Velero is an open-source tool that can help you safely backup and restore Kubernetes cluster resources and persistent volumes.
How does it work?
Velero is an open-source tool that uses the Kubernetes API to capture the state of cluster resources and restore them when necessary. Velero offers a wide range of operations, including on-demand backups, scheduled backups, as well as restores. Each Velero operation is a custom resource stored in etcd.
Velero consists of a Kubernetes deployment, the BackupController
, which runs on our server, and a command-line interface used for creating Velero custom resource definitions.
The backup operation uploads a tarball of copied Kubernetes objects into cloud object storage and calls the cloud provider API to make disk snapshots of persistent volumes if specified.

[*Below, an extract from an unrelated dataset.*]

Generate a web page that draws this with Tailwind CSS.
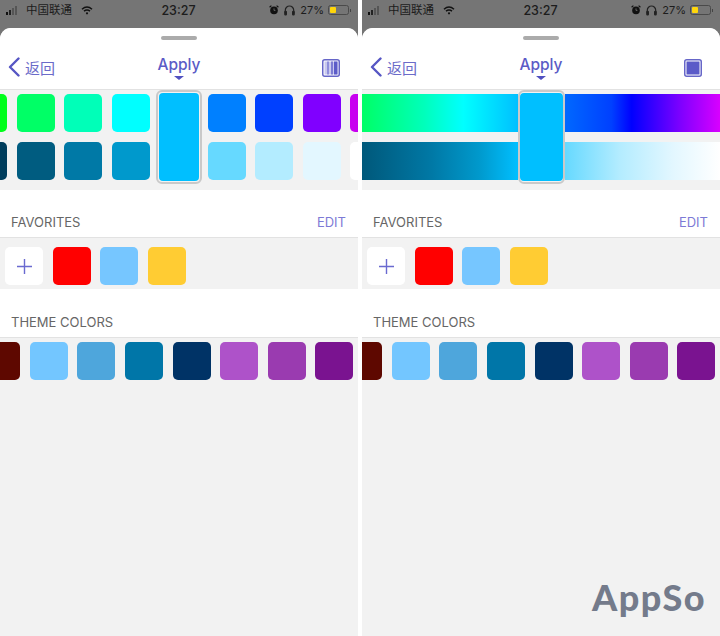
<!DOCTYPE html>
<html><head><meta charset="utf-8"><script src="https://cdn.jsdelivr.net/npm/@tailwindcss/browser@4"></script></head>
<body class="m-0">
<div class="relative flex justify-between w-[720px] h-[636px] overflow-hidden bg-white font-['Inter','Noto_Sans_CJK_SC',sans-serif]">

<!-- LEFT -->
<section class="w-[358px] h-full flex flex-col bg-[#757575] overflow-hidden">
  <div class="h-[28px] shrink-0 flex items-center pl-[6px] pr-[7px] pb-[8px] text-[#1c1c1c]">
    <div class="flex-1 flex items-center">
      <div class="flex items-end gap-[1px] w-[15px] h-[9px]"><i class="block w-[2px] h-[3px] bg-[#111]"></i><i class="block w-[2px] h-[5px] bg-[#222]"></i><i class="block w-[2px] h-[7px] bg-[#555]"></i><i class="block w-[2px] h-[9px] bg-[#555]"></i></div>
      <span class="ml-[5px] text-[11.5px] leading-none font-['Noto_Sans_CJK_SC',sans-serif]">中国联通</span>
      <svg class="ml-[9px]" width="12" height="9" viewBox="0 0 12 9" fill="none" stroke="#111"><path d="M1 3.2C4 .6 8 .6 11 3.2" stroke-width="1.5"/><path d="M3 5.2c1.8-1.5 4.2-1.5 6 0" stroke-width="1.5"/><circle cx="6" cy="7.3" r="1.1" fill="#111" stroke="none"/></svg>
    </div>
    <span class="relative top-[1px] text-[12.5px] font-medium leading-none">23:27</span>
    <div class="flex-1 flex items-center justify-end">
      <svg width="10" height="10" viewBox="0 0 10 10"><circle cx="5" cy="5.4" r="3.8" fill="#111"/><path d="M.6 2.2 2.4.6M9.4 2.2 7.6.6" stroke="#111" stroke-width="1.2"/><path d="M5 3.4v2h1.4" stroke="#777" stroke-width=".8" fill="none"/></svg>
      <svg class="ml-[5px]" width="11" height="11" viewBox="0 0 11 11" fill="none" stroke="#222" stroke-width="1.2"><path d="M1.3 8V5.2a4.2 4.2 0 0 1 8.4 0V8"/><rect x=".8" y="6.4" width="1.6" height="3.4" rx=".6" fill="#222"/><rect x="8.6" y="6.4" width="1.6" height="3.4" rx=".6" fill="#222"/></svg>
      <span class="ml-[5px] text-[11px] leading-none">27%</span>
      <div class="ml-[4px] flex items-center">
        <div class="w-[21px] h-[10px] rounded-[2.5px] border border-[#4a4a4a] p-[1px]"><div class="w-[6px] h-full bg-[#ffd60a] rounded-[1px]"></div></div>
        <i class="block w-[1px] h-[3px] bg-[#444] ml-[1px]"></i>
      </div>
    </div>
  </div>

  <div class="flex-1 flex flex-col bg-[#f2f2f2] rounded-t-[11px] overflow-hidden">
    <div class="h-[62px] shrink-0 bg-white border-b border-[#e2e2e2] flex flex-col">
      <div class="w-[36px] h-[4px] mt-[8px] rounded-full bg-[#ababab] mx-auto"></div>
      <div class="grid grid-cols-[1fr_auto_1fr] items-start px-[8px] mt-[15px]">
        <div class="flex items-center h-[24px]">
          <svg width="12" height="20" viewBox="0 0 12 20" fill="none" stroke="#5656c4" stroke-width="2.4" stroke-linecap="round" stroke-linejoin="round"><path d="M10.5 1.5 2 10l8.5 8.5"/></svg>
          <span class="ml-[5px] text-[15px] leading-none font-['Noto_Sans_CJK_SC',sans-serif] text-[#6b6bc9]">返回</span>
        </div>
        <div class="flex flex-col items-center">
          <span class="text-[15.5px] leading-[20px] font-medium text-[#5b5bc6]">Apply</span>
          <i class="block mt-[1px] w-0 h-0 border-x-[5px] border-x-transparent border-t-[4px] border-t-[#5050c0]"></i>
        </div>
        <div class="flex justify-end pr-[10px] mt-[4px]">
          <svg width="18" height="18" viewBox="0 0 18 18"><rect x=".75" y=".75" width="16.5" height="16.5" rx="2" fill="#fff" stroke="#6666c8" stroke-width="1.5"/><rect x="2.5" y="2.5" width="13" height="13" fill="#c9c9ee"/><rect x="5" y="2.5" width="2" height="13" fill="#8f8fdc"/><rect x="9" y="2.5" width="2" height="13" fill="#7c7cd4"/><rect x="12" y="2.5" width="3.5" height="13" fill="#5c5cc8"/></svg>
        </div>
      </div>
    </div>

    <div class="h-[100px] shrink-0 pt-[4px] overflow-hidden">
      <div class="grid grid-rows-[38px_38px] grid-flow-col auto-cols-max gap-y-[10px] gap-x-[9.5px] ml-[-31px]">
        <div class="w-[38px] rounded-[5px] bg-[#00ff1a]"></div><div class="w-[38px] rounded-[5px] bg-[#003d5c]"></div>
        <div class="w-[38px] rounded-[5px] bg-[#00ff66]"></div><div class="w-[38px] rounded-[5px] bg-[#005c80]"></div>
        <div class="w-[38px] rounded-[5px] bg-[#00ffb8]"></div><div class="w-[38px] rounded-[5px] bg-[#0079a6]"></div>
        <div class="w-[38px] rounded-[5px] bg-[#00ffff]"></div><div class="w-[38px] rounded-[5px] bg-[#0099cc]"></div>
        <div class="relative row-span-2 w-[40px] mr-[-1px] my-[-1px] rounded-[4px] bg-[#00bfff] after:content-[''] after:absolute after:inset-[-3px] after:rounded-[6px] after:border-2 after:border-[#c9c9c9]"></div>
        <div class="w-[38px] rounded-[5px] bg-[#0080ff]"></div><div class="w-[38px] rounded-[5px] bg-[#66d9ff]"></div>
        <div class="w-[38px] rounded-[5px] bg-[#0040ff]"></div><div class="w-[38px] rounded-[5px] bg-[#b3ecff]"></div>
        <div class="w-[38px] rounded-[5px] bg-[#8000ff]"></div><div class="w-[38px] rounded-[5px] bg-[#e3f7ff]"></div>
        <div class="w-[38px] rounded-[5px] bg-[#c800f0]"></div><div class="w-[38px] rounded-[5px] bg-white"></div>
      </div>
    </div>

    <div class="h-[48px] shrink-0 bg-white border-b border-[#e2e2e2] flex items-end justify-between pl-[11px] pr-[12px] pb-[6px] text-[13px] leading-[18px]">
      <span class="text-[#666]">FAVORITES</span><span class="text-[#7d7ad6]">EDIT</span>
    </div>
    <div class="h-[51px] shrink-0 pt-[9px] pl-[5px] flex gap-[9.6px]">
      <div class="w-[38px] h-[38px] rounded-[5px] bg-white flex items-center justify-center"><svg width="15" height="15" viewBox="0 0 15 15" stroke="#6a6ad0" stroke-width="1.4"><path d="M7.5 0v15M0 7.5h15"/></svg></div>
      <div class="w-[38px] h-[38px] rounded-[5px] bg-[#ff0000]"></div>
      <div class="w-[38px] h-[38px] rounded-[5px] bg-[#76c6ff]"></div>
      <div class="w-[38px] h-[38px] rounded-[5px] bg-[#ffcc33]"></div>
    </div>
    <div class="h-[49px] shrink-0 bg-white border-b border-[#e2e2e2] flex items-end pl-[11px] pb-[6px] text-[13px] leading-[18px] text-[#666]">THEME COLORS</div>
    <div class="pt-[4px] pl-[5px] ml-[-23px] flex gap-[9.65px] overflow-hidden">
      <div class="w-[38px] h-[38px] shrink-0 rounded-[5px] bg-[#5e0800]"></div>
      <div class="w-[38px] h-[38px] shrink-0 rounded-[5px] bg-[#73c6ff]"></div>
      <div class="w-[38px] h-[38px] shrink-0 rounded-[5px] bg-[#4ea6dc]"></div>
      <div class="w-[38px] h-[38px] shrink-0 rounded-[5px] bg-[#0076a8]"></div>
      <div class="w-[38px] h-[38px] shrink-0 rounded-[5px] bg-[#003366]"></div>
      <div class="w-[38px] h-[38px] shrink-0 rounded-[5px] bg-[#ae52c9]"></div>
      <div class="w-[38px] h-[38px] shrink-0 rounded-[5px] bg-[#9a3bb0]"></div>
      <div class="w-[38px] h-[38px] shrink-0 rounded-[5px] bg-[#7a1390]"></div>
    </div>
  </div>
</section>

<!-- RIGHT -->
<section class="w-[358px] h-full flex flex-col bg-[#757575] overflow-hidden">
  <div class="h-[28px] shrink-0 flex items-center pl-[6px] pr-[7px] pb-[8px] text-[#1c1c1c]">
    <div class="flex-1 flex items-center">
      <div class="flex items-end gap-[1px] w-[15px] h-[9px]"><i class="block w-[2px] h-[3px] bg-[#111]"></i><i class="block w-[2px] h-[5px] bg-[#222]"></i><i class="block w-[2px] h-[7px] bg-[#555]"></i><i class="block w-[2px] h-[9px] bg-[#555]"></i></div>
      <span class="ml-[5px] text-[11.5px] leading-none font-['Noto_Sans_CJK_SC',sans-serif]">中国联通</span>
      <svg class="ml-[9px]" width="12" height="9" viewBox="0 0 12 9" fill="none" stroke="#111"><path d="M1 3.2C4 .6 8 .6 11 3.2" stroke-width="1.5"/><path d="M3 5.2c1.8-1.5 4.2-1.5 6 0" stroke-width="1.5"/><circle cx="6" cy="7.3" r="1.1" fill="#111" stroke="none"/></svg>
    </div>
    <span class="relative top-[1px] text-[12.5px] font-medium leading-none">23:27</span>
    <div class="flex-1 flex items-center justify-end">
      <svg width="10" height="10" viewBox="0 0 10 10"><circle cx="5" cy="5.4" r="3.8" fill="#111"/><path d="M.6 2.2 2.4.6M9.4 2.2 7.6.6" stroke="#111" stroke-width="1.2"/><path d="M5 3.4v2h1.4" stroke="#777" stroke-width=".8" fill="none"/></svg>
      <svg class="ml-[5px]" width="11" height="11" viewBox="0 0 11 11" fill="none" stroke="#222" stroke-width="1.2"><path d="M1.3 8V5.2a4.2 4.2 0 0 1 8.4 0V8"/><rect x=".8" y="6.4" width="1.6" height="3.4" rx=".6" fill="#222"/><rect x="8.6" y="6.4" width="1.6" height="3.4" rx=".6" fill="#222"/></svg>
      <span class="ml-[5px] text-[11px] leading-none">27%</span>
      <div class="ml-[4px] flex items-center">
        <div class="w-[21px] h-[10px] rounded-[2.5px] border border-[#4a4a4a] p-[1px]"><div class="w-[6px] h-full bg-[#ffd60a] rounded-[1px]"></div></div>
        <i class="block w-[1px] h-[3px] bg-[#444] ml-[1px]"></i>
      </div>
    </div>
  </div>

  <div class="flex-1 flex flex-col bg-[#f2f2f2] rounded-t-[11px] overflow-hidden">
    <div class="h-[62px] shrink-0 bg-white border-b border-[#e2e2e2] flex flex-col">
      <div class="w-[36px] h-[4px] mt-[8px] rounded-full bg-[#ababab] mx-auto"></div>
      <div class="grid grid-cols-[1fr_auto_1fr] items-start px-[8px] mt-[15px]">
        <div class="flex items-center h-[24px]">
          <svg width="12" height="20" viewBox="0 0 12 20" fill="none" stroke="#5656c4" stroke-width="2.4" stroke-linecap="round" stroke-linejoin="round"><path d="M10.5 1.5 2 10l8.5 8.5"/></svg>
          <span class="ml-[5px] text-[15px] leading-none font-['Noto_Sans_CJK_SC',sans-serif] text-[#6b6bc9]">返回</span>
        </div>
        <div class="flex flex-col items-center">
          <span class="text-[15.5px] leading-[20px] font-medium text-[#5b5bc6]">Apply</span>
          <i class="block mt-[1px] w-0 h-0 border-x-[5px] border-x-transparent border-t-[4px] border-t-[#5050c0]"></i>
        </div>
        <div class="flex justify-end pr-[10px] mt-[4px]">
          <svg width="18" height="18" viewBox="0 0 18 18"><rect x=".75" y=".75" width="16.5" height="16.5" rx="2" fill="#fff" stroke="#6666c8" stroke-width="1.5"/><rect x="2.5" y="2.5" width="13" height="13" fill="#5a5ac8"/></svg>
        </div>
      </div>
    </div>

    <div class="h-[100px] shrink-0 pt-[4px]">
      <div class="grid grid-cols-[1fr_43px_1fr] grid-rows-[38px_38px] gap-y-[10px]">
        <div class="mr-[2px] bg-[linear-gradient(90deg,#00ff66,#00ffbb_40%,#00ffff_65%,#00bfff)]"></div>
        <div class="relative row-span-2 my-[-1px] rounded-[4px] bg-[#00bfff] after:content-[''] after:absolute after:inset-[-3px_-2px] after:rounded-[6px] after:border-2 after:border-[#c9c9c9]"></div>
        <div class="ml-[2px] bg-[linear-gradient(90deg,#0068ff,#0040ff_30%,#0000ff_43%,#8000ff_75%,#d800ff)]"></div>
        <div class="mr-[2px] bg-[linear-gradient(90deg,#00587a,#0079a6_45%,#0099cc_75%,#00bfff)]"></div>
        <div class="ml-[2px] bg-[linear-gradient(90deg,#66d9ff,#b3ecff_35%,#e3f7ff_70%,#ffffff)]"></div>
      </div>
    </div>

    <div class="h-[48px] shrink-0 bg-white border-b border-[#e2e2e2] flex items-end justify-between pl-[11px] pr-[12px] pb-[6px] text-[13px] leading-[18px]">
      <span class="text-[#666]">FAVORITES</span><span class="text-[#7d7ad6]">EDIT</span>
    </div>
    <div class="h-[51px] shrink-0 pt-[9px] pl-[5px] flex gap-[9.6px]">
      <div class="w-[38px] h-[38px] rounded-[5px] bg-white flex items-center justify-center"><svg width="15" height="15" viewBox="0 0 15 15" stroke="#6a6ad0" stroke-width="1.4"><path d="M7.5 0v15M0 7.5h15"/></svg></div>
      <div class="w-[38px] h-[38px] rounded-[5px] bg-[#ff0000]"></div>
      <div class="w-[38px] h-[38px] rounded-[5px] bg-[#76c6ff]"></div>
      <div class="w-[38px] h-[38px] rounded-[5px] bg-[#ffcc33]"></div>
    </div>
    <div class="h-[49px] shrink-0 bg-white border-b border-[#e2e2e2] flex items-end pl-[11px] pb-[6px] text-[13px] leading-[18px] text-[#666]">THEME COLORS</div>
    <div class="pt-[4px] pl-[5px] ml-[-23px] flex gap-[9.65px] overflow-hidden">
      <div class="w-[38px] h-[38px] shrink-0 rounded-[5px] bg-[#5e0800]"></div>
      <div class="w-[38px] h-[38px] shrink-0 rounded-[5px] bg-[#73c6ff]"></div>
      <div class="w-[38px] h-[38px] shrink-0 rounded-[5px] bg-[#4ea6dc]"></div>
      <div class="w-[38px] h-[38px] shrink-0 rounded-[5px] bg-[#0076a8]"></div>
      <div class="w-[38px] h-[38px] shrink-0 rounded-[5px] bg-[#003366]"></div>
      <div class="w-[38px] h-[38px] shrink-0 rounded-[5px] bg-[#ae52c9]"></div>
      <div class="w-[38px] h-[38px] shrink-0 rounded-[5px] bg-[#9a3bb0]"></div>
      <div class="w-[38px] h-[38px] shrink-0 rounded-[5px] bg-[#7a1390]"></div>
    </div>
  </div>
</section>

<div class="absolute left-[592px] top-[574px] text-[36px] leading-[46px] font-black font-['Lato',sans-serif] text-[#747b8b] tracking-[1.5px]">AppSo</div>
</div>
</body></html>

When you run velero backup create test-backup
, the Velero client makes a call to the Kubernetes API server to create a Backup
object. The BackupController
notices the new Backup
object and performs validation, then begins the backup process. It collects the data to back up by querying the API server for resources. The BackupController
makes a call to the object storage service to upload the backup file.

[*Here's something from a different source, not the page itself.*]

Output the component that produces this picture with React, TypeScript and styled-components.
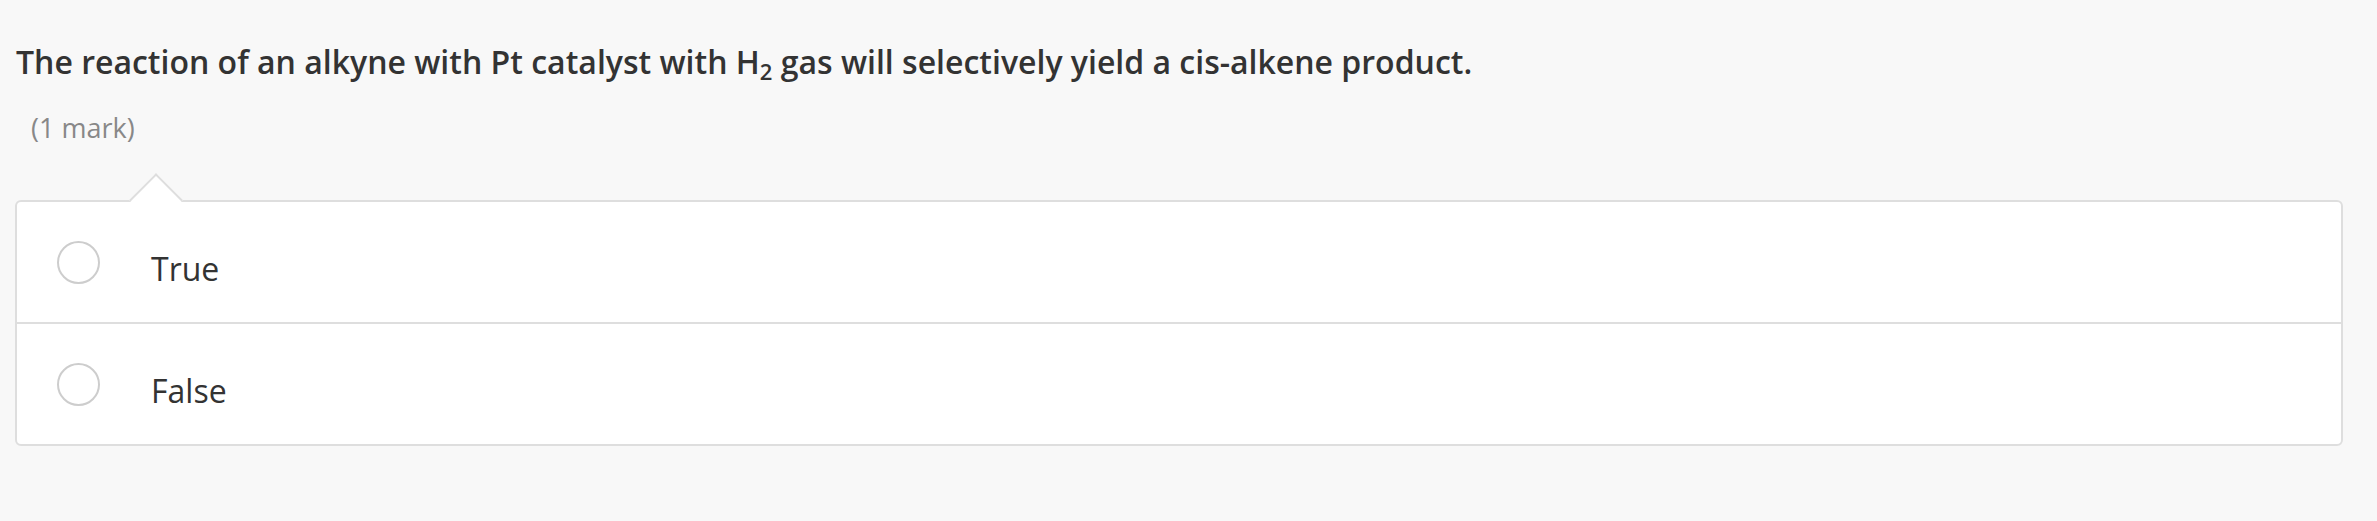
import styled, { createGlobalStyle } from 'styled-components';

const GlobalStyle = createGlobalStyle`
  html, body {
    margin: 0;
    padding: 0;
    background: #f8f8f8;
    font-family: "Open Sans", "Noto Sans", sans-serif;
    color: #333;
  }
`;

const Page = styled.div`
  padding: 40px 34px 40px 15px;
`;

const Question = styled.h2`
  margin: 0 0 0 1px;
  font-size: 32px;
  font-weight: 600;
  line-height: 44px;
  color: #333;

  sub {
    font-size: 22px;
    line-height: 0;
    vertical-align: -6px;
  }
`;

const Marks = styled.div`
  margin: 25px 0 0 16px;
  font-size: 27px;
  line-height: 37px;
  color: #888;
`;

const Card = styled.div`
  position: relative;
  margin-top: 54px;
  background: #fff;
  border: 2px solid #dedede;
  border-radius: 6px;

  &::before {
    content: '';
    position: absolute;
    top: -21px;
    left: 120px;
    width: 36px;
    height: 36px;
    background: #fff;
    border-top: 2px solid #dedede;
    border-left: 2px solid #dedede;
    transform: rotate(45deg);
  }
`;

const Option = styled.label<{ $last?: boolean }>`
  position: relative;
  display: flex;
  align-items: center;
  height: 120px;
  border-bottom: ${(p) => (p.$last ? 'none' : '2px solid #dedede')};
  cursor: pointer;
`;

const Radio = styled.span`
  box-sizing: border-box;
  flex: none;
  width: 43px;
  height: 43px;
  margin-left: 40px;
  border: 2px solid #cdcdcd;
  border-radius: 50%;
  background: #fff;
`;

const Label = styled.span`
  margin-left: 51px;
  padding-top: 12px;
  font-size: 32px;
  color: #333;
`;

const options = ['True', 'False'];

export default function App() {
  return (
    <>
      <GlobalStyle />
      <Page>
        <Question>
          The reaction of an alkyne with Pt catalyst with H<sub>2</sub> gas will
          selectively yield a cis-alkene product.
        </Question>
        <Marks>(1 mark)</Marks>
        <Card>
          {options.map((o, i) => (
            <Option key={o} $last={i === options.length - 1}>
              <Radio />
              <Label>{o}</Label>
            </Option>
          ))}
        </Card>
      </Page>
    </>
  );
}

By default, velero backup create
makes disk snapshots of any persistent volumes. Additional flags can be specified to adjust the snapshots, which can be disabled with the option --snapshot-volumes=false
.
Velero supports various storage providers for storing backups, and it is possible to find a comprehensive list here.
The official documentation explains how Velero works, and it is instead collected here.
How we use it
We set up Velero with Helm and hooked it up to our fluxcd repository. Besides, we made sure Velero knew how to stash our backups on AWS using its plugin.
The following YAML code blocks are a portion of the values.yaml file for the Velero deployment. You can find the complete at https://github.com/vmware-tanzu/helm-charts/blob/main/charts/velero/values.yaml.
initContainers:
- name: velero-plugin-for-aws
image: velero/velero-plugin-for-aws:v1.7.0
imagePullPolicy: IfNotPresent
volumeMounts:
- mountPath: /target
name: plugins
Instead of using AWS S3 as object storage, we opted for Wasabi, a cost-effective S3-compatible alternative. With Wasabi, you can get 1TB of storage for $6.99 per month.
configuration:
backupStorageLocation:
- name: my-k8s-backup
provider: aws
bucket: k8s-backup-my
prefix: papasmurf
credential:
name: wasabi-credentials
key: cloud
config:
region: eu-central-2
s3ForcePathStyle: true
s3Url: <https://s3.eu-central-1.wasabisys.com>
garbageCollectionFrequency: 24h
defaultBackupTTL: 72h
defaultBackupStorageLocation: my-k8s-backup
uploaderType: restic
logFormat: text
logLevel: info
namespace: velero
Since most of our services are stateless and involve relatively few volumes, we have disabled the volume snapshot, by setting snapshotsEnabled
to false
.
Following this, the ultimate step involves configuring the backup schedule policy. This entails determining the desired backup frequency for our cluster, specifying the included namespaces, and establishing the retention duration for the backups.
schedules:
daily-backup:
disabled: false
schedule: "0 0 * * *"
useOwnerReferencesInBackup: false
template:
ttl: "72h"
storageLocation: my-k8s-backup
include-cluster-scoped-resources: true
include-namespaces:
- '*'
excludeNamespaces:
- default
- kube-system
- kube-public
- kube-node-lease
- calico-apiserver
- calico-system
Backup
*** In the next section, I will use the Velero CLI. You can find the documentation to install it here.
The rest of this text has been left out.